Minutes from the September FOMC were a highlight of the week and, on net, give us a mixed message on what to expect for the December FOMC. Policy makers are determined and focused on raising their policy rate but they held back in September, the result of uncertainty tied to China and also lack of progress on the inflation front. The minutes show concern among the doves that inflation may not be building to the Fed's 2 percent target, a central policy risk underscored by the week's data.


 

The Economy

Imports rose strongly in August, boosted by a surge in new iPhones from China and despite declining dollar levels of oil imports. The strength in imports — though counted as a subtraction in the national accounts — is actually a sign of strength in domestic demand and domestic confidence, which is a very good thing especially heading into the holiday shopping season. A key factor that has raised demand for imports, as it has lowered demand on the export side, is strength in the dollar. A stronger dollar makes imports less expensive, allowing U.S. buyers to get higher quantities and/or higher quality for their money.

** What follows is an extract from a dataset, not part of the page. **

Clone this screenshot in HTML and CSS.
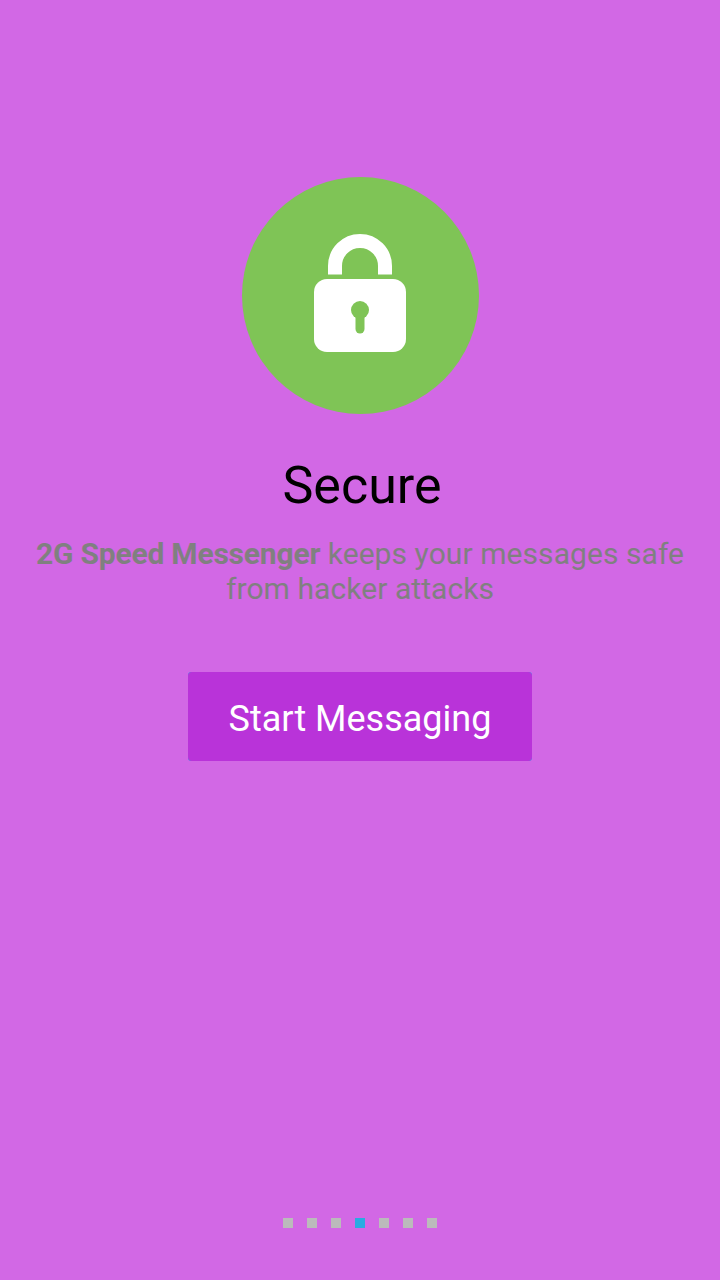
FILE: index.html
```html
<!DOCTYPE html>
<html lang="en">
<head>
    <meta charset="UTF-8">
    <meta name="viewport" content="width=device-width, initial-scale=1.0">
    <title>Secure</title>
    <link rel="stylesheet" href="styles.css">
</head>
<body>
    <div class="page">
        <div class="slide">
            <div class="icon-circle">
                <svg class="lock" width="92" height="118" viewBox="0 0 92 118">
                    <path d="M21 40.500V32A25 25 0 0 1 71 32V40.500" fill="none" stroke="#fff" stroke-width="14"/>
                    <path fill="#fff" d="M13 45H79A13 13 0 0 1 92 58V105A13 13 0 0 1 79 118H13A13 13 0 0 1 0 105V58A13 13 0 0 1 13 45Z"/>
                    <circle cx="46" cy="76" r="9" fill="#7fc456"/>
                    <path d="M46 78V95" stroke="#7fc456" stroke-width="9" stroke-linecap="round"/>
                </svg>
            </div>
            <h1 class="title">Secure</h1>
            <p class="desc"><b>2G Speed Messenger</b> keeps your messages safe from hacker attacks</p>
            <div class="button-frame">
                <button class="start-button">Start Messaging</button>
            </div>
        </div>
        <div class="dots">
            <span class="dot"></span>
            <span class="dot"></span>
            <span class="dot"></span>
            <span class="dot active"></span>
            <span class="dot"></span>
            <span class="dot"></span>
            <span class="dot"></span>
        </div>
    </div>
</body>
</html>
```

FILE: styles.css
```css
body {
    margin: 0;
    padding: 0;
    background-color: #d268e5;
    font-family: Roboto, sans-serif;
}
.page {
    height: 1280px;
    display: flex;
    flex-direction: column;
    justify-content: space-between;
    align-items: center;
}
.slide {
    display: flex;
    flex-direction: column;
    align-items: center;
    padding-top: 177px;
}
.icon-circle {
    width: 237px;
    height: 237px;
    border-radius: 50%;
    background-color: #7fc456;
    display: flex;
    align-items: center;
    justify-content: center;
}
.lock {
    margin-bottom: 5px;
}
.title {
    margin: 39px 0 0 0;
    padding-left: 4px;
    font-size: 52px;
    line-height: 66px;
    font-weight: 400;
    color: #000;
}
.desc {
    width: 680px;
    margin: 17px 0 0 0;
    font-size: 30px;
    line-height: 35px;
    letter-spacing: 0.07px;
    text-align: center;
    color: #808080;
}
.desc b {
    letter-spacing: -0.2px;
}
.button-frame {
    margin-top: 66px;
    border-radius: 3px;
    background-color: #4a90e2;
}
.start-button {
    display: block;
    padding: 5px 0 0 0;
    width: 344px;
    height: 89px;
    border: none;
    border-radius: 4px;
    background-color: #b933d9;
    color: #fff;
    font-family: Roboto, sans-serif;
    font-size: 36px;
}
.dots {
    display: flex;
    gap: 14px;
    margin-bottom: 52px;
}
.dot {
    width: 10px;
    height: 10px;
    background-color: #bbbbbb;
}
.dot.active {
    background-color: #29abe2;
}
```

But in dollar terms as opposed to volume terms, the effect hasn't had much pull at all as seen in the graph which compares the shaded area of imports with the trade weighted dollar.


 

On the export side, however, there is a visible effect. The rise in the trade weighted dollar through the second half of last year corresponds with a subsequent fall off in exports. Exports would have been soft in any case given weakness in foreign demand, but foreign demand for U.S. goods is taking a special hit from the strong dollar which makes foreign buyers get less for their money. And the drop in exports has definitely made an unfortunate difference in the domestic factory sector where total orders have been in contraction for the last year.


 

More for your dollar

Though not having a major impact on dollar totals for imports, the strong dollar is having a significant impact on price inflation. As seen in the graph, the index for import prices (dark line) has been falling sharply for more than a year which is good for U.S. buyers but a problem for FOMC policy makers who are trying to lift inflation. The graph also tracks export prices (light line) which also have been falling, meaning U.S. businesses are getting fewer dollars for their exports which is yet another source of deflationary pressure.


 

Turning to year-on-year terms which is the measurement standard for policy makers, import prices were down 10.7 percent in September and have been treading the 10 percent decline line all year. Lower prices for imports in turn, as seen in the graph, are pulling down consumer prices, which again is two-sided, that is good for the consumer but bad for the general price environment. The year-on-year rate for the consumer price index, pulled lower by import prices, has been skirting the zero line all year.


 

The Fed has been counting on the prospect that a leveling if not a bounce higher for oil prices will begin to give inflation readings a boost. And this effect is evident in September's import price data where a bounce back for petroleum prices helped to limit the overall decline. But apart from oil, deflationary trends are nevertheless apparent. The graph compares the import prices of finished goods where the up-and-down effects of oil prices are muted. All three readings — capital goods, motor vehicles, consumer goods — have been in year-on-year contraction since the beginning of the year.


 

Price declines for finished goods, which by the way are also evident on the export side as well, don't typically appear during periods of economic growth. The challenge doesn't look easy for policy makers who are trying to get inflation moving toward their 2 percent target. The graph tracks two widely watched year-on-year readings, the core rate for the CPI, which excludes energy and is under 2 percent but inching higher, and also the PCE core, which also excludes energy and which, however, has not really been inching higher. The PCE core, where readings are finely tuned, is the Fed's preferred inflation reading. Note also that these two core rates also exclude food where price pressures this year have been soft and are yet another factor behind the general weakness in prices.


 

Let's just stay home!

A general rise in the tide of domestic demand, separate and apart from all the global weakness, would no doubt do wonders for the Fed's inflation efforts. But there are concerns that slowing overseas will soon begin to creep into the domestic economy — fortunately there's no evidence yet of such an effect. Two diffusion readings in the week, though slowing, remain very strong and well above the 50 mark which separates growth from contraction. Actually, contraction is just about the last thing either of these reports, the services PMI and the ISM non-manufacturing report, are pointing to. The non-manufacturing report, which unlike the services PMI also tracks construction and mining, has been posting some of its best numbers in the 18-year history of the series. Orders have been strong as has employment in these reports. But there is price weakness. In an echo of the import price data, finished prices in the services PMI posted their first back-to-back decline in the six-year history of the series.


 

Markets: Has the bond sell-off already started?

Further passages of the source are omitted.